And the third component was 2.5 points of decline, and this related to somewhat higher manufacturing costs in 4Q, and lower managed access contribution. If you think about the full year, we went from 35.5 to 38.5, and so we tried to help you think about that along these lines. About 5 points of improvement came from improved performance of the 1600 and 7100 products, the higher level of data revenue. So those two areas combined, and that was partially offset by lower revenue for the full year on the 5500, other cross-connect products and the access infrastructure.

So now, thinking about, you know, how do we see this going forward, and why are we giving the guidance we are? We're looking for essentially a flat margin performance. Now it will vary a point or two based on mix, but as we see it today, I would say that the – if you look at our 7100 and 1600, we're going to likely have increased volume as Rob alluded to in our 7100 and likely lower volume in our 1600. That in my mind comes out to about a wash.

If you think about our managed access business, I see that as about a wash in terms of first – fourth quarter to first quarter. And if you think about our transport segment, I think the 5500 will be improvement -- will be offset by lower BQE. We had a very strong BQE. So there's a number of puts and takes, but based on what we see today, and the volume that we're forecasting, we think we can carry the kind of margin that we saw in 4Q and into the first quarter, and depending on how the mix goes for the balance of the year we are hopeful we will stay above that 40% for the full year.

Rob Pullen

I would also add, Jeff, that two of our teammates, Dan Kelly, who runs our product businesses units and engineering group, and John Brots, who runs our supply chain are now focused on cost reductions on a continuum. Both in getting costs out of our supply chain by reducing complexity and of course negotiation, as well as engineering value-add redesign, including getting more features or higher density at lower energy for lower cost structure.

Jeff Kvaal - Barclays Capital

Okay. Now it makes sense. So, one element of the gross margin guidance for the first quarter then is ongoing strength in the 5500?

Rob Pullen

That's correct.

Jeff Kvaal - Barclays Capital

Okay. All right. So then a prudent way to go would to be think that it would not persist through the balance of the year?

Tim Wiggins

Yes, but we see continued growth in our data products which have good solid margins.

Jeff Kvaal - Barclays Capital

Okay. Thank you very much.

Rob Pullen

Okay.

Operator

Your next question comes from Nikos Theodosopoulos with UBS.
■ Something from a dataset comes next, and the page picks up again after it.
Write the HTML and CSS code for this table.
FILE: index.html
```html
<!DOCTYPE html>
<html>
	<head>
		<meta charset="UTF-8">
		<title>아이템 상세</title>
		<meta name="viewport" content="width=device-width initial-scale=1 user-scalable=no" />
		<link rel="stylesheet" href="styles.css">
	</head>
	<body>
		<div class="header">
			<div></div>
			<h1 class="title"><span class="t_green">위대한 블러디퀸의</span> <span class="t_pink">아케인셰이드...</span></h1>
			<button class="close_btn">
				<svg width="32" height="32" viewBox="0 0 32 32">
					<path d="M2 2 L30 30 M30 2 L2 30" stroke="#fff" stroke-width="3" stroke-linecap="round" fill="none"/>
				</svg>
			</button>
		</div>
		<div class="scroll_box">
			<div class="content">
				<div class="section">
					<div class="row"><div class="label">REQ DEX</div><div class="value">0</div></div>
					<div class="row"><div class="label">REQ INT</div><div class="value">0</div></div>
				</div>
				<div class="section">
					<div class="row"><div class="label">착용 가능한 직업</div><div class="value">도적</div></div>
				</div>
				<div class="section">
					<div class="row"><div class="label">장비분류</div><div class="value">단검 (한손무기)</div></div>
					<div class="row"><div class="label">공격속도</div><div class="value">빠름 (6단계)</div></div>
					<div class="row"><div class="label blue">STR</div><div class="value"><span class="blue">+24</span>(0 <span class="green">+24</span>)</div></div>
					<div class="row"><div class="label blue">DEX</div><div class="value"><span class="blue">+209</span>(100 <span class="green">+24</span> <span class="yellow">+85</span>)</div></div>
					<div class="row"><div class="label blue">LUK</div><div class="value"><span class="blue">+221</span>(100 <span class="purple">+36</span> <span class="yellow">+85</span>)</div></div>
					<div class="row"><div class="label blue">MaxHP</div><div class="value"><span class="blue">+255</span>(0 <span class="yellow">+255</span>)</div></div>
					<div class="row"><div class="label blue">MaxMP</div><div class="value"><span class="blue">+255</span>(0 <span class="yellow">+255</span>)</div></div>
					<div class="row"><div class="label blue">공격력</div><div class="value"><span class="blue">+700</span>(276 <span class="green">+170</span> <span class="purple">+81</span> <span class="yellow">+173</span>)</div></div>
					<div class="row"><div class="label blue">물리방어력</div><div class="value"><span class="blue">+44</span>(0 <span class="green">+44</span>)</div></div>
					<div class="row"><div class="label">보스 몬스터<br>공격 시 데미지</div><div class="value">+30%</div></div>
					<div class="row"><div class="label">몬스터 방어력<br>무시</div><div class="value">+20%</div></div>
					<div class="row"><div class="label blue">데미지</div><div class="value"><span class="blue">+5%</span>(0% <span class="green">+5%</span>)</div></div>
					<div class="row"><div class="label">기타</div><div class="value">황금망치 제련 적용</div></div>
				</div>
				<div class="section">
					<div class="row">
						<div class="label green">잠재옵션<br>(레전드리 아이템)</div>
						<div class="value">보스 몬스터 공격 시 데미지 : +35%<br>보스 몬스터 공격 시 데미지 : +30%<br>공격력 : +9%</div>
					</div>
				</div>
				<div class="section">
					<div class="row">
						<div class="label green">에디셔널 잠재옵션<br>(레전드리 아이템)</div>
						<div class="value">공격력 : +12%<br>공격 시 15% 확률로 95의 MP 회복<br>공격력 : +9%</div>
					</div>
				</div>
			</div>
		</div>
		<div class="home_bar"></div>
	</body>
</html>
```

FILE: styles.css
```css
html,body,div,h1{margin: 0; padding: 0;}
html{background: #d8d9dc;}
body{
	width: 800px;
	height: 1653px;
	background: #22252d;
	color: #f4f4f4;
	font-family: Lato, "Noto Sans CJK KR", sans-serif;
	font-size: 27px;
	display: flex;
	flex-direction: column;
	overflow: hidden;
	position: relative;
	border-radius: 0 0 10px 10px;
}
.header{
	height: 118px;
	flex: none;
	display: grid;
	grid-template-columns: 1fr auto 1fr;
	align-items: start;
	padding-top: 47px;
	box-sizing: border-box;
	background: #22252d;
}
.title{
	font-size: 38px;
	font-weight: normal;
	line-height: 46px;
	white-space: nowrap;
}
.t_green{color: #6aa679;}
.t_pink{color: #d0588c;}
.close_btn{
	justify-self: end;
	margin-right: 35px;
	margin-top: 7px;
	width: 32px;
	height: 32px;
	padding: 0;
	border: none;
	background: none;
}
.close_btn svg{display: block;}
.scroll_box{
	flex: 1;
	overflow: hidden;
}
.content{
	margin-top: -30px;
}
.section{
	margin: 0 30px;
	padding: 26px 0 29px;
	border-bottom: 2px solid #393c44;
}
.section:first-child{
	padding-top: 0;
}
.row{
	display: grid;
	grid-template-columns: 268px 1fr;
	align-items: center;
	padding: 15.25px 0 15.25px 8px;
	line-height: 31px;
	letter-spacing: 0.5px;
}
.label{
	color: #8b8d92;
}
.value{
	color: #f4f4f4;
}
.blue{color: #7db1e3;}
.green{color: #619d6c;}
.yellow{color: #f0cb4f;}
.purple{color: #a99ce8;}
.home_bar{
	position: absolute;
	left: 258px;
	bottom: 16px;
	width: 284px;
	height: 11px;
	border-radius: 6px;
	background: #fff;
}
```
Nikos Theodosopoulos - UBS

Hello?

Rob Pullen

Hello, Nikos.

Nikos Theodosopoulos - UBS

I had a couple of questions. Can you give some additional information on how the 5500 did for the full year in terms of revenue? I mean, in this quarter the uptick looked to be quite extreme sequentially. So I'm trying to get a little bit more insight as to how much it declined for the year, and what kind of uptick you saw sequentially in the fourth quarter?

Rob Pullen

Okay. Nikos, you know, when you compare year-over-year, '07 to '08, we're down about 20% in the 5500 product line.

Nikos Theodosopoulos - UBS

Okay.

Rob Pullen

So when you compare 4Q '08 to 4Q '07, we're up 12%, and when you compare 4Q '08 to 3Q '08, we're up over 30%.
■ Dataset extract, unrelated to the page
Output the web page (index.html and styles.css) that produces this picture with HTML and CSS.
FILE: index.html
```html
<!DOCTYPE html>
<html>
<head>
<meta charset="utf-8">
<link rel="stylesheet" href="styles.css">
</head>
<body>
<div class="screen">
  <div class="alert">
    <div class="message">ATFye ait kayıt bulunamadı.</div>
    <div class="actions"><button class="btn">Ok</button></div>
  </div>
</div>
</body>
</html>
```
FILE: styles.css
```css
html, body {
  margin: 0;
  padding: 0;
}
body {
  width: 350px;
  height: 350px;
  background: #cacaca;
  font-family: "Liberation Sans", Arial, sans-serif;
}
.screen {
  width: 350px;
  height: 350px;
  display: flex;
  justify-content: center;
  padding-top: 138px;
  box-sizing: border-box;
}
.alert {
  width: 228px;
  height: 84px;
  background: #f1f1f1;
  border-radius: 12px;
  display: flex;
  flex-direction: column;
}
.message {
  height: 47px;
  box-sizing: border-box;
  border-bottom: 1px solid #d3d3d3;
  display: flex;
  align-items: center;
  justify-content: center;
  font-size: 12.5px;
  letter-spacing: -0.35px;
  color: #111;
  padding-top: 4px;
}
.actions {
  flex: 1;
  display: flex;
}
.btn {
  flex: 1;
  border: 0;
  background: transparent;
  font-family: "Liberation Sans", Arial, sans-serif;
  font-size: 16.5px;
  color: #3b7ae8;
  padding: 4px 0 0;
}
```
Nikos Theodosopoulos - UBS

Okay.

Rob Pullen

And so we saw some strength here in the fourth quarter, and it was driven by the wireless carriers, as well as T1 business services delivery. As you know while we're helping the carriers transition to ethernet and IP for mobile backhaul, the dominant delivery mechanism to connect the base transceiver station to a mobile switching standard is still T1s today and we saw growth there.

Nikos Theodosopoulos - UBS

Okay. Okay. And typically the seasonality – now that this business is predominantly wireless the seasonality has been, I think in the last two years, if I'm not mistaken, maybe actually last three years. The first quarter was the highest for the year, and then it kind of the other three quarters are lower. Is that kind of like what you see again for '09? Or is that normal seasonality for that business?

Rob Pullen

Well, first, yes, it is short of it, Nikos. We see normal seasonality in the 5500 business, and Q1 should be positive for us as well. But I would also qualify something. The 5500 was dominantly driven by mobile backhaul and wireless data growth. But it was deployed both in wireless and wire line customers, including the wire line customers delivering the business service of T1 for mobile backhaul.

Nikos Theodosopoulos - UBS

Okay. One last question. On the cash flow generation, the last two quarters, the company hasn't generated, if I combine them, hasn't generated operating cash flow. Can you give us a sense as to, how important that is going to be, and how you are measuring that going forward? Thank you.

Rob Pullen

Yes, it's absolutely very important. You know, we had particularly in the fourth quarter some working capital issues around inventory. We have some very focused programs on that. We believe as we look in to '09, that it's important that we have another strong cash flow generation for the full year, and it is an area of high focus. I'm highly confident we'll be able to continue to produce solid cash flows in '09. And really, Nikos, it's on the strength of improved margins, lower cost, and we'll continue to focus on working capital.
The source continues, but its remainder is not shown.